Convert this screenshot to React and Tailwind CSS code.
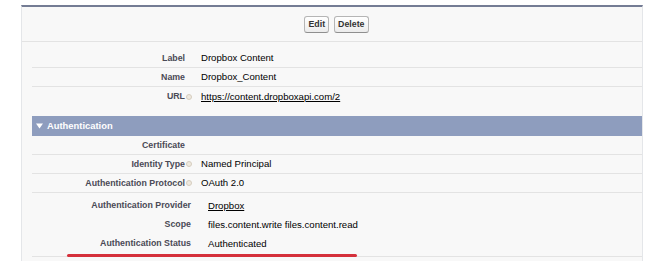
import React from 'react';

const font = { fontFamily: '"Liberation Sans", Arial, sans-serif' };

const HelpOrb = () => (
  <span className="inline-block align-middle ml-[1px] -mr-[7px] w-[6px] h-[6px] rounded-full border border-[#d6cdbf] bg-[#efe9df]" />
);

const Row = ({ label, help, children, border = true, wide = false }) => (
  <div className={`flex items-center h-[19px] ${border ? 'border-b border-[#e3e3e3]' : ''}`}>
    <div
      className={`${wide ? 'w-[176px] pr-[17px]' : 'w-[169px] pr-[16px]'} shrink-0 text-right text-[8.8px] font-bold text-[#4a4a56] leading-none whitespace-nowrap`}
    >
      {label}
      {help && <HelpOrb />}
    </div>
    <div className="text-[9.6px] text-black leading-none whitespace-nowrap">{children}</div>
  </div>
);

const Button = ({ children }) => (
  <button className="h-[17px] px-[3px] rounded-[3px] border border-[#b5b5b5] border-b-[#8f8f8f] bg-gradient-to-b from-white to-[#ececec] text-[8.8px] font-bold text-[#333] leading-none">
    {children}
  </button>
);

export default function App() {
  return (
    <div className="relative min-h-screen h-[261px] overflow-hidden bg-white pt-[5px] pl-[21px] pr-[10px]" style={font}>
      <div className="h-full bg-[#f8f8f8] border-t-2 border-t-[#747c94] border-x border-x-[#e4e6e9]">
        <div className="h-[35px] flex items-center justify-center gap-[5px] pl-[9px] border-b border-[#e3e3e3]">
          <Button>Edit</Button>
          <Button>Delete</Button>
        </div>

        <div className="pl-[10px]">
          <div className="pt-[7px] pb-[10px]">
            <Row label="Label">Dropbox Content</Row>
            <Row label="Name">Dropbox_Content</Row>
            <Row label="URL" help border={false}>
              <span className="underline">https://content.dropboxapi.com/2</span>
            </Row>
          </div>

          <div className="h-[20px] flex items-center bg-[#8e9dbe] pl-[4px] text-white">
            <svg width="7" height="6" viewBox="0 0 7 6" className="mr-[4px]">
              <path d="M0 0.5h7L3.5 5.5z" fill="#fff" />
            </svg>
            <span className="text-[9.4px] font-bold leading-none">Authentication</span>
          </div>

          <Row label="Certificate"></Row>
          <Row label="Identity Type" help>Named Principal</Row>
          <Row label="Authentication Protocol" help>OAuth 2.0</Row>

          <div className="pt-[3px] pb-[3px] border-b border-[#e3e3e3]">
            <Row label="Authentication Provider" wide border={false}>
              <span className="underline">Dropbox</span>
            </Row>
            <Row label="Scope" wide border={false}>files.content.write files.content.read</Row>
            <Row label="Authentication Status" wide border={false}>Authenticated</Row>
          </div>
        </div>
      </div>

      <div className="absolute left-[67px] top-[254px] w-[290px] h-[2.5px] rounded-full bg-[#d5303b]" />
    </div>
  );
}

What is asked — Word for word, quote the lines above. Omit the pictures.

Output for this exercise —
Convert this screenshot to React and Tailwind CSS code.
import React from 'react';

const font = { fontFamily: '"Liberation Sans", Arial, sans-serif' };

const HelpOrb = () => (
  <span className="inline-block align-middle ml-[1px] -mr-[7px] w-[6px] h-[6px] rounded-full border border-[#d6cdbf] bg-[#efe9df]" />
);

const Row = ({ label, help, children, border = true, wide = false }) => (
  <div className={`flex items-center h-[19px] ${border ? 'border-b border-[#e3e3e3]' : ''}`}>
    <div
      className={`${wide ? 'w-[176px] pr-[17px]' : 'w-[169px] pr-[16px]'} shrink-0 text-right text-[8.8px] font-bold text-[#4a4a56] leading-none whitespace-nowrap`}
    >
      {label}
      {help && <HelpOrb />}
    </div>
    <div className="text-[9.6px] text-black leading-none whitespace-nowrap">{children}</div>
  </div>
);

const Button = ({ children }) => (
  <button className="h-[17px] px-[3px] rounded-[3px] border border-[#b5b5b5] border-b-[#8f8f8f] bg-gradient-to-b from-white to-[#ececec] text-[8.8px] font-bold text-[#333] leading-none">
    {children}
  </button>
);

export default function App() {
  return (
    <div className="relative min-h-screen h-[261px] overflow-hidden bg-white pt-[5px] pl-[21px] pr-[10px]" style={font}>
      <div className="h-full bg-[#f8f8f8] border-t-2 border-t-[#747c94] border-x border-x-[#e4e6e9]">
        <div className="h-[35px] flex items-center justify-center gap-[5px] pl-[9px] border-b border-[#e3e3e3]">
          <Button>Edit</Button>
          <Button>Delete</Button>
        </div>

        <div className="pl-[10px]">
          <div className="pt-[7px] pb-[10px]">
            <Row label="Label">Dropbox Content</Row>
            <Row label="Name">Dropbox_Content</Row>
            <Row label="URL" help border={false}>
              <span className="underline">https://content.dropboxapi.com/2</span>
            </Row>
          </div>

          <div className="h-[20px] flex items-center bg-[#8e9dbe] pl-[4px] text-white">
            <svg width="7" height="6" viewBox="0 0 7 6" className="mr-[4px]">
              <path d="M0 0.5h7L3.5 5.5z" fill="#fff" />
            </svg>
            <span className="text-[9.4px] font-bold leading-none">Authentication</span>
          </div>

          <Row label="Certificate"></Row>
          <Row label="Identity Type" help>Named Principal</Row>
          <Row label="Authentication Protocol" help>OAuth 2.0</Row>

          <div className="pt-[3px] pb-[3px] border-b border-[#e3e3e3]">
            <Row label="Authentication Provider" wide border={false}>
              <span className="underline">Dropbox</span>
            </Row>
            <Row label="Scope" wide border={false}>files.content.write files.content.read</Row>
            <Row label="Authentication Status" wide border={false}>Authenticated</Row>
          </div>
        </div>
      </div>

      <div className="absolute left-[67px] top-[254px] w-[290px] h-[2.5px] rounded-full bg-[#d5303b]" />
    </div>
  );
}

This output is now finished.